_Written instruction_.
List all lines of the data containing the word "component".
BEGIN Entries shown
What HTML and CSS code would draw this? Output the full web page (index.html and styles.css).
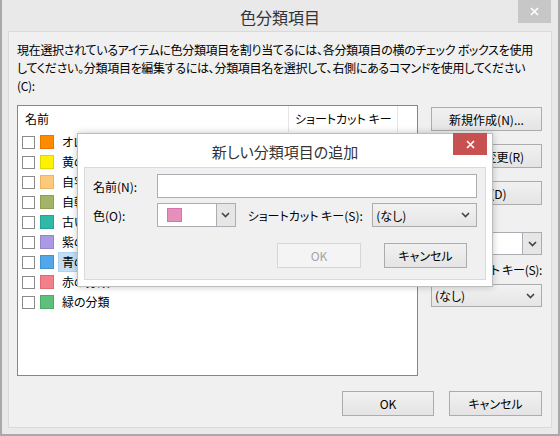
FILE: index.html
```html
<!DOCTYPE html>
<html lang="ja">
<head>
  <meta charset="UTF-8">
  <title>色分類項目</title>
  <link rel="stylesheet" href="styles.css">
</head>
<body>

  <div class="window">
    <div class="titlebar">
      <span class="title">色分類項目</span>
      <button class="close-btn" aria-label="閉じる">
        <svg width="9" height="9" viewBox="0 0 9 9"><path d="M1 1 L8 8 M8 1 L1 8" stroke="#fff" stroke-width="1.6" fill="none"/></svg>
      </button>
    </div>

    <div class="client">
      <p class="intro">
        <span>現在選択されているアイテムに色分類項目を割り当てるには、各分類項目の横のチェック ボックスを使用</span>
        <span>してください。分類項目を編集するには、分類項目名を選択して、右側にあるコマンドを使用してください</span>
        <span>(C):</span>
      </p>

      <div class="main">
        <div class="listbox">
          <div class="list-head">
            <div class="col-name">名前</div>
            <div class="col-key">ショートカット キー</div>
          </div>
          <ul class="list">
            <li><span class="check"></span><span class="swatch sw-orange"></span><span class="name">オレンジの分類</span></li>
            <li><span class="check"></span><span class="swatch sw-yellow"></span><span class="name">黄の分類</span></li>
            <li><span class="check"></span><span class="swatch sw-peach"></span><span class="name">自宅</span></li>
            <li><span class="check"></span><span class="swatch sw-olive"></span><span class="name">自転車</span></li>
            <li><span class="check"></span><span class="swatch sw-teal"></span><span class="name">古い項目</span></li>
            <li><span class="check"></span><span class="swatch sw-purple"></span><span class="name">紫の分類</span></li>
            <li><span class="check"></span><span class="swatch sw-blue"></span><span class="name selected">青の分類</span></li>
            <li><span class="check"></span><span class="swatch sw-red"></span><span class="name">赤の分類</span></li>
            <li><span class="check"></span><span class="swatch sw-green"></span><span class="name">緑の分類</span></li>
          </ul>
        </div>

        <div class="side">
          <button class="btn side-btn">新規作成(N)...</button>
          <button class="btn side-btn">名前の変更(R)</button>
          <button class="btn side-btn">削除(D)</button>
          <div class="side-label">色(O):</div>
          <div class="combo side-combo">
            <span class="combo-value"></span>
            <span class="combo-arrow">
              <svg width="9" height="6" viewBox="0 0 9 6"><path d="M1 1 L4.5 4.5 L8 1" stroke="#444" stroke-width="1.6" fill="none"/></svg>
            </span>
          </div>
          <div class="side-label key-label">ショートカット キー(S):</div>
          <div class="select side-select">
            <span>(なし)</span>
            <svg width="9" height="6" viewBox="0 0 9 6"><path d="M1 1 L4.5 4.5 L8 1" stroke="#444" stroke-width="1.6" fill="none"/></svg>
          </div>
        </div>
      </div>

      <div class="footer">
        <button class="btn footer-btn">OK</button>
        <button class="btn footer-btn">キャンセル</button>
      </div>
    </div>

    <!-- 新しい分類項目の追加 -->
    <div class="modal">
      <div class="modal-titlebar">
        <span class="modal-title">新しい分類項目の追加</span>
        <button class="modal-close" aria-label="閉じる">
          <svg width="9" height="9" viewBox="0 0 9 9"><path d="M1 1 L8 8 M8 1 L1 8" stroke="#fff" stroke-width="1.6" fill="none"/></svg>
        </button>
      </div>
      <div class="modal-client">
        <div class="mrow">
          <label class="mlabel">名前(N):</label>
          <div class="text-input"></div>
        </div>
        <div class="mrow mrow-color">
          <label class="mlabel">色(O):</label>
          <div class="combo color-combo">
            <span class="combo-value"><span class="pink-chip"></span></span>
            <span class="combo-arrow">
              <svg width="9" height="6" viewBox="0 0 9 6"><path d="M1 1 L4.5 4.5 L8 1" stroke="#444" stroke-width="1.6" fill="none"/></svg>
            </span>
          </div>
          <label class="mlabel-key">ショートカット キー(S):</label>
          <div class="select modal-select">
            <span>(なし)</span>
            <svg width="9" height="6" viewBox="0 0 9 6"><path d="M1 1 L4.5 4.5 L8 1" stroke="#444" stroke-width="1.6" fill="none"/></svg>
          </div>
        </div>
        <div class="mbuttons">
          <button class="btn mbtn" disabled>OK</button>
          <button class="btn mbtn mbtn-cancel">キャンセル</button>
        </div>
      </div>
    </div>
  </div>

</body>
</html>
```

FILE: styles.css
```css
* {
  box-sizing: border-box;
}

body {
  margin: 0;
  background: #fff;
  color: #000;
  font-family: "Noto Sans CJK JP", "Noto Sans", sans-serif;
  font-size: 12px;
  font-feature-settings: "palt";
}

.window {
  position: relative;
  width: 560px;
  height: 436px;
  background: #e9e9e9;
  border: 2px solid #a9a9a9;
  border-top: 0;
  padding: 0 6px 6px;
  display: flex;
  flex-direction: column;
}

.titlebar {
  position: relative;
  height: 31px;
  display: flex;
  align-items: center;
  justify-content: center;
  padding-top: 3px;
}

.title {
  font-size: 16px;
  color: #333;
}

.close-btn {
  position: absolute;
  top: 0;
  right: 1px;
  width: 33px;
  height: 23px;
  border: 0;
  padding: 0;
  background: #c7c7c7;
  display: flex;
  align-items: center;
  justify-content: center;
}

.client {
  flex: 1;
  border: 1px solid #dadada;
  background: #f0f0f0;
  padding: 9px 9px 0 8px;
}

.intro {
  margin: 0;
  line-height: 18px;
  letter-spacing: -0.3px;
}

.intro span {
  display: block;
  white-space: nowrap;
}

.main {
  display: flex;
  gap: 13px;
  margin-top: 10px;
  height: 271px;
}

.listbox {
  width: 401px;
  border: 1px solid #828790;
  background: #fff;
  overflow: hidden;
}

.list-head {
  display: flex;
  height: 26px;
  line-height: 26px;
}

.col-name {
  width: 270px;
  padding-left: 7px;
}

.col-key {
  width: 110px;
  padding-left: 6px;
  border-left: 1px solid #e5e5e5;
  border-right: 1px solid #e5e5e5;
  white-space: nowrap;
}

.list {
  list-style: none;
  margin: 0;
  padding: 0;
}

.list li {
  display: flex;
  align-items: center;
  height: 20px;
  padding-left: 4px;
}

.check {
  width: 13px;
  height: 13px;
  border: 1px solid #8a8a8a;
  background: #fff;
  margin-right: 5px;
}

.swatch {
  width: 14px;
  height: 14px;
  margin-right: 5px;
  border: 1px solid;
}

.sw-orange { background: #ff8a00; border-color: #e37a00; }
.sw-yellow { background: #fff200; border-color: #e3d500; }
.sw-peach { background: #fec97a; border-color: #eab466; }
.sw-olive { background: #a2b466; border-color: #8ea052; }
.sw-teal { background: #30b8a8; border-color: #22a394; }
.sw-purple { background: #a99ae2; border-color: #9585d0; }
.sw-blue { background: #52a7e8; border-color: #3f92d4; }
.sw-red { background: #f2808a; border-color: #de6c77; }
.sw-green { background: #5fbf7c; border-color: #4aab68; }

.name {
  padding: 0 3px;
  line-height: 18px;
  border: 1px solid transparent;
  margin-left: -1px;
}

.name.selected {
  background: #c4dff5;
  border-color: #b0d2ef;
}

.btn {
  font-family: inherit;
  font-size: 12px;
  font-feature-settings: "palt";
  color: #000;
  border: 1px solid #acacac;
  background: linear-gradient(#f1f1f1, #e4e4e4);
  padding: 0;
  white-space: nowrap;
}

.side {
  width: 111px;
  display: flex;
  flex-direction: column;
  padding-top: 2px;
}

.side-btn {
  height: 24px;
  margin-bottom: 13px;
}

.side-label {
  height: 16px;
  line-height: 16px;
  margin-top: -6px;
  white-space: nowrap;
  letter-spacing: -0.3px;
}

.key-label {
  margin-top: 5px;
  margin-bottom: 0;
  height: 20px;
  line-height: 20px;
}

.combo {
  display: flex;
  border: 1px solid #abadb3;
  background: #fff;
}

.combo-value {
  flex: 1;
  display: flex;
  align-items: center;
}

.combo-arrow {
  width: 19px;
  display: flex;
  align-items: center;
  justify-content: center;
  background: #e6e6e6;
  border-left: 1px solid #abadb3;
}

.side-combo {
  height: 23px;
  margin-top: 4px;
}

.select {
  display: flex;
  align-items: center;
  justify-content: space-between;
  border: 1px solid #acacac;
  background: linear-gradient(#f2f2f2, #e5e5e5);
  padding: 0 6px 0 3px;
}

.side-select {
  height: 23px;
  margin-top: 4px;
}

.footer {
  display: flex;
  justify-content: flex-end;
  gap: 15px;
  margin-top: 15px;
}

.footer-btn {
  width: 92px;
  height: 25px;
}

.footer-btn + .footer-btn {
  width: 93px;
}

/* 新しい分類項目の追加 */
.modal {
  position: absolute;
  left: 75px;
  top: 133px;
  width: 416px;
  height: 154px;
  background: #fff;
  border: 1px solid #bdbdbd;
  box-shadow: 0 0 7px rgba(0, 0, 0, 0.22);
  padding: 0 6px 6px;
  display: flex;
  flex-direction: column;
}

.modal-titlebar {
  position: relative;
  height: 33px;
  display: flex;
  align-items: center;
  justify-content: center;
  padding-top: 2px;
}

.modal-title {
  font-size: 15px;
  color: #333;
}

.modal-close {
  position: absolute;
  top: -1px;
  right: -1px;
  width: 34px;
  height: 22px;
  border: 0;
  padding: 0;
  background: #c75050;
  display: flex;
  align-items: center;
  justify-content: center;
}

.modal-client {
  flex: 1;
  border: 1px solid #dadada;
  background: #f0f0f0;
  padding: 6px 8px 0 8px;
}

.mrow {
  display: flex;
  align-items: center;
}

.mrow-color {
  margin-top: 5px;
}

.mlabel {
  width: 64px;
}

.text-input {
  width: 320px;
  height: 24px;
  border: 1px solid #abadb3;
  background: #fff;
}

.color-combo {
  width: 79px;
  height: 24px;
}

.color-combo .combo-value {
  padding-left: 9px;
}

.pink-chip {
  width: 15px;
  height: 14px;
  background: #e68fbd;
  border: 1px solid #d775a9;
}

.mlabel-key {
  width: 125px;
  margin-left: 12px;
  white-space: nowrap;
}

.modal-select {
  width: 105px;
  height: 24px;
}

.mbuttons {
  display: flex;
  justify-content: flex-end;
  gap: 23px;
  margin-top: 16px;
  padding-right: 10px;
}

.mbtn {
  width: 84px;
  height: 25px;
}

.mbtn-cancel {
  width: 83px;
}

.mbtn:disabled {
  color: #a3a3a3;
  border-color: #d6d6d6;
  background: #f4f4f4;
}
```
END Entries shown
BEGIN Entries shown
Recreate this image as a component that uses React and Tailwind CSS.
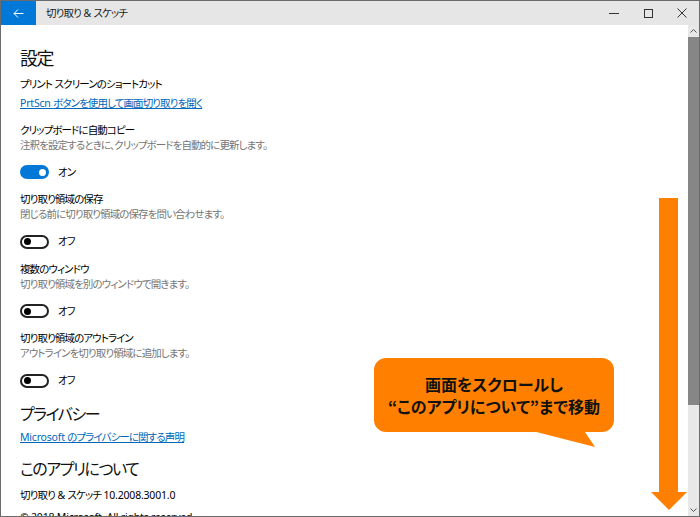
END Entries shown
BEGIN Entries shown
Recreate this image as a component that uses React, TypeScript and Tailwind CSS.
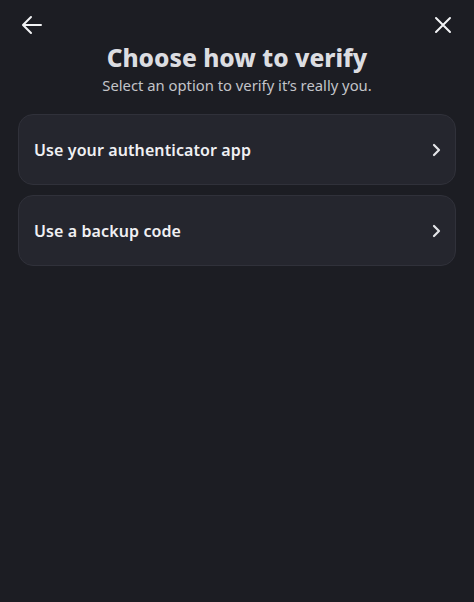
END Entries shown
_Finished exercise_.
Recreate this image as a component that uses React and Tailwind CSS.
Recreate this image as a component that uses React, TypeScript and Tailwind CSS.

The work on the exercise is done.